I’m part of a little employee-owned data & software engineering org called Catalyst Cooperative. We mostly work with US energy system data and support researchers and policy NGOs trying to accelerate the transition away from fossil fuels.
We’re planning to do a bunch of community outreach in 2024 (hopefully with support from the NSF POSE grant program) to get more people familiar with the open data that we publish, and to help the community get more familiar with best practices in reproducible data processing, and the kinds of software tooling that makes it easy to work with tables that contain millions to billions of rows.
All of our own tooling is written in Python, but we’re moving to a model of just distributing tabular data as SQLite databases or Parquet files so folks can use R, or DuckDB or whatever other tooling their most familiar with, and not have to worry about installing or running the huge pile of dependencies we need to produce the data.
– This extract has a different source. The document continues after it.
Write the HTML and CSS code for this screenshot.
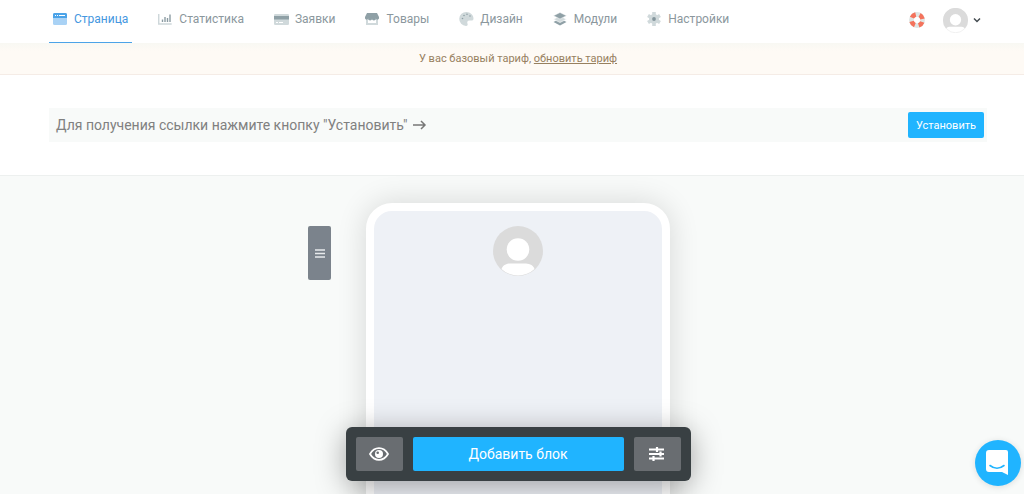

We’re interested in developing a series of example notebooks or other tutorial materials that can help students (really anyone from undergrads to post-docs) working in energy systems get up to speed with doing data analysis in Python, while working with relevant data that they’ll hopefully find interesting and useful in their research.
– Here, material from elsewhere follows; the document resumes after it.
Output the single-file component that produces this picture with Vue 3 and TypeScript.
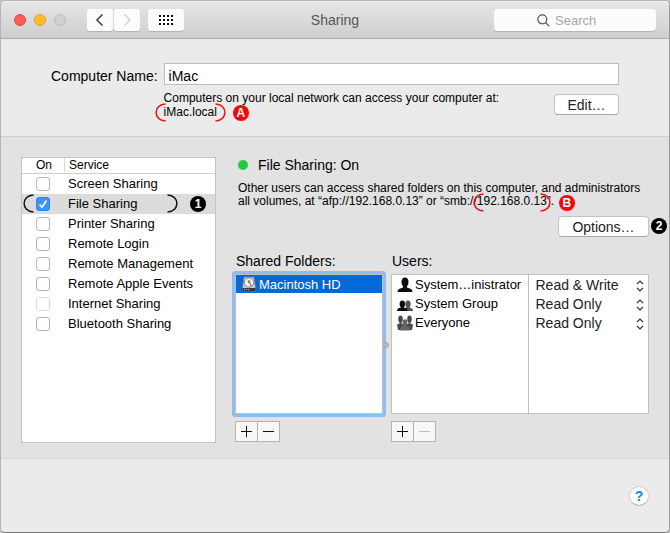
<script setup lang="ts">
import { ref } from 'vue'

interface Service {
  name: string
  on: boolean
  dim?: boolean
}

interface Member {
  name: string
  kind: 'user' | 'group' | 'everyone'
  access: string
}

const computerName = ref('iMac')
const search = ref('')
const selected = ref('File Sharing')
const levels = ['Read & Write', 'Read Only']

const services = ref<Service[]>([
  { name: 'Screen Sharing', on: false },
  { name: 'File Sharing', on: true },
  { name: 'Printer Sharing', on: false },
  { name: 'Remote Login', on: false },
  { name: 'Remote Management', on: false },
  { name: 'Remote Apple Events', on: false },
  { name: 'Internet Sharing', on: false, dim: true },
  { name: 'Bluetooth Sharing', on: false },
])

const members = ref<Member[]>([
  { name: 'System…inistrator', kind: 'user', access: 'Read & Write' },
  { name: 'System Group', kind: 'group', access: 'Read Only' },
  { name: 'Everyone', kind: 'everyone', access: 'Read Only' },
])
</script>

<template>
  <main class="window">
    <header class="titlebar">
      <div class="left-tools">
        <div class="lights">
          <button class="light close" aria-label="Close"></button>
          <button class="light minimize" aria-label="Minimize"></button>
          <button class="light zoom" aria-label="Zoom" disabled></button>
        </div>
        <div class="nav">
          <button class="tool" aria-label="Back">
            <svg width="10" height="14" viewBox="0 0 10 14"><path d="M7.500 1.500 2 7l5.500 5.500" fill="none" stroke="#4a4a4a" stroke-width="1.700" /></svg>
          </button>
          <button class="tool" aria-label="Forward" disabled>
            <svg width="10" height="14" viewBox="0 0 10 14"><path d="M2.500 1.500 8 7l-5.500 5.500" fill="none" stroke="#cfcfcf" stroke-width="1.300" /></svg>
          </button>
        </div>
        <button class="tool wide" aria-label="Show All">
          <svg width="14" height="10" viewBox="0 0 14 10" fill="#111">
            <template v-for="r in 3" :key="r">
              <rect v-for="c in 4" :key="c" :x="(c - 1) * 4" :y="(r - 1) * 4" width="2" height="2" />
            </template>
          </svg>
        </button>
      </div>
      <h1>Sharing</h1>
      <label class="search">
        <svg width="13" height="13" viewBox="0 0 13 13" fill="none" stroke="#555" stroke-width="1.200">
          <circle cx="5.300" cy="5.300" r="4.500" />
          <path d="m8.500 8.500 3.800 3.800" />
        </svg>
        <input v-model="search" type="text" placeholder="Search" aria-label="Search" />
      </label>
    </header>

    <section class="identity">
      <label for="computer-name" class="name-label">Computer Name:</label>
      <div class="name-fields">
        <input id="computer-name" v-model="computerName" type="text" />
        <div class="name-note">
          <p>
            Computers on your local network can access your computer at:<br />
            <span class="marked red">
              iMac.local
              <svg class="arc start" viewBox="0 0 11 19"><path d="M10.500 1C-2 1.500-2 17.500 10.500 18" /></svg>
              <svg class="arc end" viewBox="0 0 11 19"><path d="M.5 1C13 1.500 13 17.500.5 18" /></svg>
              <b class="badge">A</b>
            </span>
          </p>
          <button class="push">Edit…</button>
        </div>
      </div>
    </section>

    <section class="body">
      <div class="services">
        <table>
          <thead>
            <tr><th class="on">On</th><th><span>Service</span></th></tr>
          </thead>
          <tbody>
            <tr v-for="(s, i) in services" :key="s.name" :class="{ current: s.name === selected }" @click="selected = s.name">
              <td class="on">
                <input :id="'service-' + i" v-model="s.on" type="checkbox" :class="{ dim: s.dim }" />
              </td>
              <td>
                <label :for="'service-' + i">{{ s.name }}</label>
                <template v-if="s.name === selected">
                  <svg class="arc start" viewBox="0 0 11 19"><path d="M10.500 1C-2 1.500-2 17.500 10.500 18" /></svg>
                  <svg class="arc end" viewBox="0 0 11 19"><path d="M.5 1C13 1.500 13 17.500.5 18" /></svg>
                  <b class="badge">1</b>
                </template>
              </td>
            </tr>
          </tbody>
        </table>
      </div>

      <div class="detail">
        <h2><i class="status"></i>File Sharing: On</h2>
        <p class="about">
          Other users can access shared folders on this computer, and administrators<br />
          all volumes, at “afp://192.168.0.13” or “smb://<span class="marked red">192.168.0.13<svg class="arc start" viewBox="0 0 11 19"><path d="M10.500 1C-2 1.500-2 17.500 10.500 18" /></svg><svg class="arc end" viewBox="0 0 11 19"><path d="M.5 1C13 1.500 13 17.500.5 18" /></svg><b class="badge">B</b></span>”.
        </p>
        <div class="options">
          <button class="push">Options…</button>
          <b class="badge">2</b>
        </div>

        <div class="panes">
          <div class="folders">
            <h3>Shared Folders:</h3>
            <div class="box focused">
              <button class="folder">
                <svg width="14" height="16" viewBox="0 0 14 16">
                  <path d="M2 1h10l1.500 10v4H.5v-4z" fill="#c9c9c9" stroke="#777" stroke-width=".8" />
                  <path d="M.5 12h13v3H.5z" fill="#353b40" />
                  <ellipse cx="7" cy="6.500" rx="4.600" ry="4.500" fill="#f5f5f5" stroke="#777" stroke-width=".8" />
                  <circle cx="7" cy="5.500" r="1.300" fill="#777" />
                  <path d="m7 6 2.500 4" stroke="#555" />
                  <path d="M2 13.500h6" stroke="#bbb" stroke-dasharray="1 1" />
                </svg>
                Macintosh HD
              </button>
              <i class="grip"></i>
            </div>
            <div class="pair">
              <button aria-label="Add folder"><svg width="11" height="11"><path d="M0 5.500h11M5.500 0v11" /></svg></button>
              <button aria-label="Remove folder"><svg width="11" height="11"><path d="M0 5.500h11" /></svg></button>
            </div>
          </div>

          <div class="users">
            <h3>Users:</h3>
            <div class="box">
              <table>
                <tbody>
                  <tr v-for="m in members" :key="m.name">
                    <td class="who">
                      <div>
                        <svg v-if="m.kind === 'user'" width="16" height="16" viewBox="0 0 16 16" fill="#0a0a0a">
                          <ellipse cx="8" cy="5" rx="3.500" ry="4.500" />
                          <path d="M6 8h4v2.500l4 1.500q1.500.8 1.500 3H.5q0-2.200 1.500-3l4-1.500z" />
                        </svg>
                        <svg v-else-if="m.kind === 'group'" width="16" height="16" viewBox="0 0 16 16">
                          <g fill="#555"><ellipse cx="11" cy="8" rx="2.700" ry="3.500" /><path d="M9.500 10h3v1.500l2.500 1q1 .5 1 2.500H8z" /></g>
                          <g fill="#0a0a0a"><ellipse cx="5.300" cy="8" rx="2.700" ry="3.500" /><path d="M4 10h3v1.500l2.500 1q1 .5 1 2.500H0q0-2 1-2.500l3-1z" /></g>
                        </svg>
                        <svg v-else width="16" height="16" viewBox="0 0 16 16">
                          <g fill="#4a4a4a">
                            <ellipse cx="3.500" cy="4" rx="2.300" ry="3.500" /><ellipse cx="12.500" cy="4" rx="2.300" ry="3.500" />
                            <path d="M2.500 6h2v2.500L7 10v5H1L0 9.500l2.500-1zM11.500 6h2v2.500l2.500 1L15 15H9v-5l2.500-1.500z" />
                          </g>
                          <g fill="#666"><path d="M6.500 9h3v2l2.500 1q1 .5 1 3.500H3q0-3 1-3.500l2.500-1z" /><ellipse cx="8" cy="7.500" rx="2.400" ry="3.200" /></g>
                        </svg>
                        {{ m.name }}
                      </div>
                    </td>
                    <td class="access">
                      <div>
                        <select v-model="m.access" :aria-label="'Access for ' + m.name">
                          <option v-for="l in levels" :key="l">{{ l }}</option>
                        </select>
                        <svg width="8" height="12" viewBox="0 0 8 12"><path d="m1 4 3-3 3 3M1 8l3 3 3-3" fill="none" stroke="#333" stroke-width="1.200" /></svg>
                      </div>
                    </td>
                  </tr>
                  <tr class="rest"><td></td><td class="access"></td></tr>
                </tbody>
              </table>
            </div>
            <div class="pair">
              <button aria-label="Add user"><svg width="11" height="11"><path d="M0 5.500h11M5.500 0v11" /></svg></button>
              <button aria-label="Remove user" disabled><svg width="11" height="11"><path d="M0 5.500h11" /></svg></button>
            </div>
          </div>
        </div>
      </div>
    </section>

    <footer>
      <button class="help" aria-label="Help">?</button>
    </footer>
  </main>
</template>

<style>
body {
  background: #c4c4c4;
}
</style>

<style scoped>
* {
  box-sizing: border-box;
}
.window {
  display: flex;
  flex-direction: column;
  min-height: 100vh;
  border: 1px solid #b4b4b4;
  border-right-color: #999;
  border-bottom-color: #777;
  border-radius: 5px;
  overflow: hidden;
  background: #ebebeb;
  color: #000;
  font-family: "Liberation Sans", Arial, sans-serif;
  font-size: 14px;
}
button,
input,
select {
  margin: 0;
  padding: 0;
  font: inherit;
  color: inherit;
}
h1,
h2,
h3,
p {
  margin: 0;
  font-size: 14px;
  font-weight: normal;
}
table {
  width: 100%;
  border-collapse: collapse;
}
td,
th {
  padding: 0;
  font-weight: normal;
  text-align: left;
}

.titlebar {
  display: grid;
  grid-template-columns: 1fr auto 1fr;
  align-items: center;
  height: 38px;
  padding: 0 13px;
  border-top: 1px solid #f2f2f2;
  border-bottom: 1px solid #acacac;
  background: linear-gradient(#e6e6e6, #cecece);
}
.left-tools {
  display: flex;
  align-items: center;
}
.lights {
  display: flex;
  gap: 8px;
  margin-right: 21px;
}
.light {
  width: 12px;
  height: 12px;
  border: 1px solid;
  border-radius: 50%;
}
.close {
  background: #ff5f57;
  border-color: #e2463f;
}
.minimize {
  background: #ffbd2e;
  border-color: #e0a028;
}
.zoom {
  background: #d0d0d0;
  border-color: #bcbcbc;
}
.nav {
  display: flex;
  gap: 1px;
  margin-right: 8px;
}
.tool {
  display: flex;
  align-items: center;
  justify-content: center;
  width: 26px;
  height: 22px;
  border: 0;
  border-radius: 3px;
  background: #fcfcfc;
  box-shadow: 0 1px 0 #b5b5b5;
}
.wide {
  width: 36px;
}
h1 {
  color: #555;
}
.search {
  justify-self: end;
  display: flex;
  align-items: center;
  justify-content: center;
  gap: 5px;
  width: 162px;
  height: 22px;
  border-radius: 4px;
  background: #fcfcfc;
  box-shadow: 0 1px 0 #b5b5b5;
}
.search input {
  width: 58px;
  border: 0;
  background: none;
  font-size: 13px;
  outline: none;
}
.search input::placeholder {
  color: #a8a8a8;
  opacity: 1;
}

.identity {
  display: flex;
  gap: 6px;
  padding: 24px 50px 17px;
  border-bottom: 1px solid #d0d0d0;
}
.name-label {
  line-height: 26px;
  white-space: nowrap;
}
.name-fields {
  flex: 1;
}
.name-fields input {
  display: block;
  width: 100%;
  height: 22px;
  padding: 3px 4px 0;
  border: 1px solid #bcbcbc;
  background: #fff;
  outline: none;
}
.name-note {
  display: flex;
  justify-content: space-between;
  align-items: flex-start;
  padding-top: 6px;
}
.name-note p {
  font-size: 12px;
  line-height: 14px;
}
.name-note .push {
  width: 65px;
  margin-top: 3px;
}
.push {
  height: 21px;
  border: 1px solid #c2c2c2;
  border-bottom-color: #a8a8a8;
  border-radius: 4px;
  background: #fff;
  color: #222;
  line-height: 18px;
}

.marked {
  position: relative;
  display: inline-block;
}
.arc {
  position: absolute;
  width: 11px;
  height: 19px;
  fill: none;
  stroke: #111;
  stroke-width: 1.5;
}
.red .arc {
  top: -2px;
  stroke: #f50c0c;
}
.red .start {
  left: -9px;
}
.red .end {
  right: -9px;
}
.badge {
  position: absolute;
  width: 16px;
  height: 16px;
  border-radius: 50%;
  background: #000;
  color: #fff;
  font-size: 12px;
  line-height: 16px;
  text-align: center;
}
.red .badge {
  top: 0;
  right: -32px;
  background: #f90505;
}
.about .red .badge {
  right: -28px;
}
.about .red .start {
  left: -4px;
}
.about .red .end {
  right: -4px;
}

.body {
  display: flex;
  align-items: flex-start;
  gap: 19px;
  padding: 18px 20px 15px;
  border-bottom: 1px solid #d8d8d8;
  background: #e2e2e2;
}
.services {
  flex: 0 0 195px;
  min-height: 286px;
  margin-top: 2px;
  border: 1px solid #c4c4c4;
  background: #fff;
}
.services th {
  height: 15px;
  border-bottom: 1px solid #d0d0d0;
  font-size: 12px;
  line-height: 14px;
}
.services th span {
  display: block;
  margin-left: -4px;
  padding-left: 4px;
  border-left: 1px solid #d8d8d8;
}
.services .on {
  width: 46px;
  padding-left: 14px;
}
.services tbody tr {
  position: relative;
  height: 20px;
}
.services tbody td {
  font-size: 13px;
  line-height: 20px;
  height: 20px;
}
.services .current {
  background: #dcdcdc;
}
.services .start {
  top: 0;
  left: 1px;
}
.services .end {
  top: 0;
  right: 37px;
}
.services .badge {
  top: 2px;
  right: 9px;
}
.services input {
  appearance: none;
  display: block;
  width: 14px;
  height: 14px;
  border: 1px solid #b4b4b4;
  border-radius: 3px;
  background: #fff;
}
.services input.dim {
  border-color: #dadada;
}
.services input:checked {
  border-color: #2e86f0;
  background: #3b93f8 url("data:image/svg+xml,%3Csvg xmlns='http://www.w3.org/2000/svg' viewBox='0 0 12 12'%3E%3Cpath d='M2.500 6.500 5 9.200 9.500 2.500' fill='none' stroke='white' stroke-width='1.600'/%3E%3C/svg%3E") center / 12px no-repeat;
}

.detail {
  flex: 1;
  min-width: 0;
}
h2 {
  display: flex;
  align-items: center;
  gap: 10px;
  padding-left: 3px;
  line-height: 20px;
}
.status {
  width: 10px;
  height: 10px;
  border-radius: 50%;
  background: #27c93f;
}
.about {
  padding: 7px 0 0 3px;
  font-size: 12px;
  line-height: 13px;
  white-space: nowrap;
}
.options {
  position: relative;
  display: flex;
  justify-content: flex-end;
  padding-top: 8px;
}
.options .push {
  width: 91px;
}
.options .badge {
  right: -18px;
  top: 10px;
}
.panes {
  display: flex;
  gap: 8px;
  padding-top: 15px;
}
.folders {
  flex: 0 0 148px;
}
.users {
  flex: 1;
}
h3 {
  padding-left: 1px;
  line-height: 18px;
}
.box {
  position: relative;
  height: 140px;
  margin: 4px 0 7px;
  border: 1px solid #c0c0c0;
  background: #fff;
}
.focused {
  border-radius: 1px;
  box-shadow: 0 0 0 3px #8fbdee;
}
.folder {
  display: flex;
  align-items: center;
  gap: 3px;
  width: 100%;
  height: 18px;
  padding-left: 6px;
  border: 0;
  background: #0469d9;
  color: #fff;
  font-size: 13px;
}
.grip {
  position: absolute;
  right: -7px;
  top: 67px;
  width: 6px;
  height: 6px;
  border: 1px solid #a5a5a5;
  border-radius: 50%;
  background: #bebebe;
}
.pair {
  display: flex;
}
.pair button {
  display: flex;
  align-items: center;
  justify-content: center;
  width: 23px;
  height: 21px;
  border: 1px solid #b4b4b4;
  background: #f8f8f8;
}
.pair button + button {
  margin-left: -1px;
}
.pair svg {
  stroke: #111;
}
.pair button:disabled svg {
  stroke: #bdbdbd;
}
.users table {
  height: 138px;
  table-layout: fixed;
}
.users tr {
  height: 19px;
}
.users .rest {
  height: auto;
}
.users td div {
  display: flex;
  align-items: center;
  height: 19px;
  line-height: 19px;
}
.who div {
  gap: 2px;
  padding-left: 5px;
  font-size: 13px;
  white-space: nowrap;
}
.access {
  width: 120px;
  border-left: 1px solid #c0c0c0;
}
.access div {
  justify-content: space-between;
  padding: 2px 4px 0 7px;
}
.access select {
  appearance: none;
  border: 0;
  background: none;
  color: #222;
  line-height: 17px;
}

footer {
  display: flex;
  flex: 1;
  align-items: center;
  justify-content: flex-end;
  padding: 0 20px;
}
.help {
  width: 20px;
  height: 20px;
  border: 1px solid #d0d0d0;
  border-bottom-color: #aaa;
  border-radius: 50%;
  background: #fff;
  color: #0a84ff;
  font-size: 14px;
  font-weight: bold;
  line-height: 18px;
}
</style>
This feels like it might be adjacent to the work that PyOpenSci is doing, and we’re wondering how we might learn from / participate in the community development work you’re doing, to get the open energy modeling & data community better organized and more familiar with reproducible open science standards and working as a more coherent open source ecosystem.
Would this make sense as a potential organizational collaboration? We’re also reaching out to The Carpentries and were thinking about talking to the US RSE as well.